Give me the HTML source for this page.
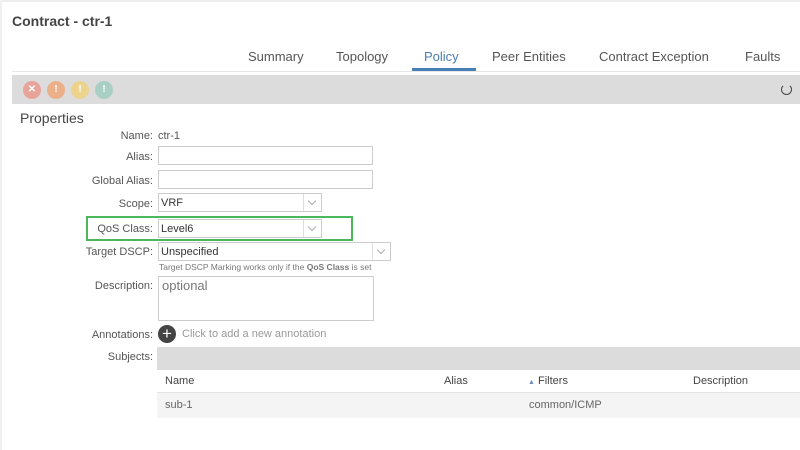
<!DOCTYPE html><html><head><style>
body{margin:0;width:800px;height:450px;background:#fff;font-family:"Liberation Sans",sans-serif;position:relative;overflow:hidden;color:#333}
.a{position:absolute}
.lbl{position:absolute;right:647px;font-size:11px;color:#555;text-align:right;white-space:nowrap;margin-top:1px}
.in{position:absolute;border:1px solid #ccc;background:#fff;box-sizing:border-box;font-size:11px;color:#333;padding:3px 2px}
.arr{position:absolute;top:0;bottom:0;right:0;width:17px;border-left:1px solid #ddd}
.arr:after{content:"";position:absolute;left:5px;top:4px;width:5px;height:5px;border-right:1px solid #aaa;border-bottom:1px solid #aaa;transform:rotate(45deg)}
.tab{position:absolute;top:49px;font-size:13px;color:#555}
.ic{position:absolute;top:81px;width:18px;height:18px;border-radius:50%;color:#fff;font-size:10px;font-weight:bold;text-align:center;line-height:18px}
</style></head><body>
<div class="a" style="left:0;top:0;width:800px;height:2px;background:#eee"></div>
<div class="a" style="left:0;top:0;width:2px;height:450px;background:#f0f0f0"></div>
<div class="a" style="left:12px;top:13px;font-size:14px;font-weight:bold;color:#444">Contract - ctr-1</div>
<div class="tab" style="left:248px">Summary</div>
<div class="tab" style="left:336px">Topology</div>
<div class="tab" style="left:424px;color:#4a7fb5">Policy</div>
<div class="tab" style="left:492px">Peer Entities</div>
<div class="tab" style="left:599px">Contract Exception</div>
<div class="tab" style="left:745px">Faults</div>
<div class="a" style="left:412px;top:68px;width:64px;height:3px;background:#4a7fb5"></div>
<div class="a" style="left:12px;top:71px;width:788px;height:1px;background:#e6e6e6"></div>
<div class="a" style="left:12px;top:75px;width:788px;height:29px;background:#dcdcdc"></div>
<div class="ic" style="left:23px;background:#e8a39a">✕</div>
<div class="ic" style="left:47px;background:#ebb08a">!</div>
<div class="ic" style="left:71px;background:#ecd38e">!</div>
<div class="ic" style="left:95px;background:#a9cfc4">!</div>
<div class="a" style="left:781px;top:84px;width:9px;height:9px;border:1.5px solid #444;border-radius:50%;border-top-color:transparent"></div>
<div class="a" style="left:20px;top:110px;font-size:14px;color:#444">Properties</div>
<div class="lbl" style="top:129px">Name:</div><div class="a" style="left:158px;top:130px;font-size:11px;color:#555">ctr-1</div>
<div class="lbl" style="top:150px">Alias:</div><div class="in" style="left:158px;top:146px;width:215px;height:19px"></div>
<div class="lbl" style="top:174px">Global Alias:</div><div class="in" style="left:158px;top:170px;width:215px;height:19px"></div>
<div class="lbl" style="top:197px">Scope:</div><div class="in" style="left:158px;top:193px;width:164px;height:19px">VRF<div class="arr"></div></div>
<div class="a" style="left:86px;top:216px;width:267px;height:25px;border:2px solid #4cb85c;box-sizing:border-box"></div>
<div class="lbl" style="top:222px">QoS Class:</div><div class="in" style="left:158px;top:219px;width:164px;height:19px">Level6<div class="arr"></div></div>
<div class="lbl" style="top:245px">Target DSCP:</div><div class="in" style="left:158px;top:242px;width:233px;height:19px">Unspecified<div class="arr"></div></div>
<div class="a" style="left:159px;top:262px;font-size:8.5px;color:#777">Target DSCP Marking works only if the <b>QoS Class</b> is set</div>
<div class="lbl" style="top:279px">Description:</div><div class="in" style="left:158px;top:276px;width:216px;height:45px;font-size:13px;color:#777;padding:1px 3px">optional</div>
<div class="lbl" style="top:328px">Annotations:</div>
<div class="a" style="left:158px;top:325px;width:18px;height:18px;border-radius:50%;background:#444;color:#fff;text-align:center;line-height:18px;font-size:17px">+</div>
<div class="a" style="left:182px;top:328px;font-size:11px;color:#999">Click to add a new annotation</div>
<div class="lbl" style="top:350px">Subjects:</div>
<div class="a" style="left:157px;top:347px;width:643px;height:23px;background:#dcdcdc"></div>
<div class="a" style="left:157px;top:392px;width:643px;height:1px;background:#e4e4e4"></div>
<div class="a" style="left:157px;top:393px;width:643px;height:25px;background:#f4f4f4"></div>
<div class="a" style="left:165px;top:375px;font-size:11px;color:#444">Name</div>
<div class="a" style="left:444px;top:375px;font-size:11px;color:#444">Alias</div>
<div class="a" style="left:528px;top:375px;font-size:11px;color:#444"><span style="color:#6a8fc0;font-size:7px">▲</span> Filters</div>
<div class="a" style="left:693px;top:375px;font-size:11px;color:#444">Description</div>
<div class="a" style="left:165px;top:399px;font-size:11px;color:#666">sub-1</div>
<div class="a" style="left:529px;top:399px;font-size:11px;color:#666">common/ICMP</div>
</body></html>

**The task**
Reproduce the material word for word. Any pictures should be left out of the copy.

**Answer to this task**
Give me the HTML source for this page.
<!DOCTYPE html><html><head><style>
body{margin:0;width:800px;height:450px;background:#fff;font-family:"Liberation Sans",sans-serif;position:relative;overflow:hidden;color:#333}
.a{position:absolute}
.lbl{position:absolute;right:647px;font-size:11px;color:#555;text-align:right;white-space:nowrap;margin-top:1px}
.in{position:absolute;border:1px solid #ccc;background:#fff;box-sizing:border-box;font-size:11px;color:#333;padding:3px 2px}
.arr{position:absolute;top:0;bottom:0;right:0;width:17px;border-left:1px solid #ddd}
.arr:after{content:"";position:absolute;left:5px;top:4px;width:5px;height:5px;border-right:1px solid #aaa;border-bottom:1px solid #aaa;transform:rotate(45deg)}
.tab{position:absolute;top:49px;font-size:13px;color:#555}
.ic{position:absolute;top:81px;width:18px;height:18px;border-radius:50%;color:#fff;font-size:10px;font-weight:bold;text-align:center;line-height:18px}
</style></head><body>
<div class="a" style="left:0;top:0;width:800px;height:2px;background:#eee"></div>
<div class="a" style="left:0;top:0;width:2px;height:450px;background:#f0f0f0"></div>
<div class="a" style="left:12px;top:13px;font-size:14px;font-weight:bold;color:#444">Contract - ctr-1</div>
<div class="tab" style="left:248px">Summary</div>
<div class="tab" style="left:336px">Topology</div>
<div class="tab" style="left:424px;color:#4a7fb5">Policy</div>
<div class="tab" style="left:492px">Peer Entities</div>
<div class="tab" style="left:599px">Contract Exception</div>
<div class="tab" style="left:745px">Faults</div>
<div class="a" style="left:412px;top:68px;width:64px;height:3px;background:#4a7fb5"></div>
<div class="a" style="left:12px;top:71px;width:788px;height:1px;background:#e6e6e6"></div>
<div class="a" style="left:12px;top:75px;width:788px;height:29px;background:#dcdcdc"></div>
<div class="ic" style="left:23px;background:#e8a39a">✕</div>
<div class="ic" style="left:47px;background:#ebb08a">!</div>
<div class="ic" style="left:71px;background:#ecd38e">!</div>
<div class="ic" style="left:95px;background:#a9cfc4">!</div>
<div class="a" style="left:781px;top:84px;width:9px;height:9px;border:1.5px solid #444;border-radius:50%;border-top-color:transparent"></div>
<div class="a" style="left:20px;top:110px;font-size:14px;color:#444">Properties</div>
<div class="lbl" style="top:129px">Name:</div><div class="a" style="left:158px;top:130px;font-size:11px;color:#555">ctr-1</div>
<div class="lbl" style="top:150px">Alias:</div><div class="in" style="left:158px;top:146px;width:215px;height:19px"></div>
<div class="lbl" style="top:174px">Global Alias:</div><div class="in" style="left:158px;top:170px;width:215px;height:19px"></div>
<div class="lbl" style="top:197px">Scope:</div><div class="in" style="left:158px;top:193px;width:164px;height:19px">VRF<div class="arr"></div></div>
<div class="a" style="left:86px;top:216px;width:267px;height:25px;border:2px solid #4cb85c;box-sizing:border-box"></div>
<div class="lbl" style="top:222px">QoS Class:</div><div class="in" style="left:158px;top:219px;width:164px;height:19px">Level6<div class="arr"></div></div>
<div class="lbl" style="top:245px">Target DSCP:</div><div class="in" style="left:158px;top:242px;width:233px;height:19px">Unspecified<div class="arr"></div></div>
<div class="a" style="left:159px;top:262px;font-size:8.5px;color:#777">Target DSCP Marking works only if the <b>QoS Class</b> is set</div>
<div class="lbl" style="top:279px">Description:</div><div class="in" style="left:158px;top:276px;width:216px;height:45px;font-size:13px;color:#777;padding:1px 3px">optional</div>
<div class="lbl" style="top:328px">Annotations:</div>
<div class="a" style="left:158px;top:325px;width:18px;height:18px;border-radius:50%;background:#444;color:#fff;text-align:center;line-height:18px;font-size:17px">+</div>
<div class="a" style="left:182px;top:328px;font-size:11px;color:#999">Click to add a new annotation</div>
<div class="lbl" style="top:350px">Subjects:</div>
<div class="a" style="left:157px;top:347px;width:643px;height:23px;background:#dcdcdc"></div>
<div class="a" style="left:157px;top:392px;width:643px;height:1px;background:#e4e4e4"></div>
<div class="a" style="left:157px;top:393px;width:643px;height:25px;background:#f4f4f4"></div>
<div class="a" style="left:165px;top:375px;font-size:11px;color:#444">Name</div>
<div class="a" style="left:444px;top:375px;font-size:11px;color:#444">Alias</div>
<div class="a" style="left:528px;top:375px;font-size:11px;color:#444"><span style="color:#6a8fc0;font-size:7px">▲</span> Filters</div>
<div class="a" style="left:693px;top:375px;font-size:11px;color:#444">Description</div>
<div class="a" style="left:165px;top:399px;font-size:11px;color:#666">sub-1</div>
<div class="a" style="left:529px;top:399px;font-size:11px;color:#666">common/ICMP</div>
</body></html>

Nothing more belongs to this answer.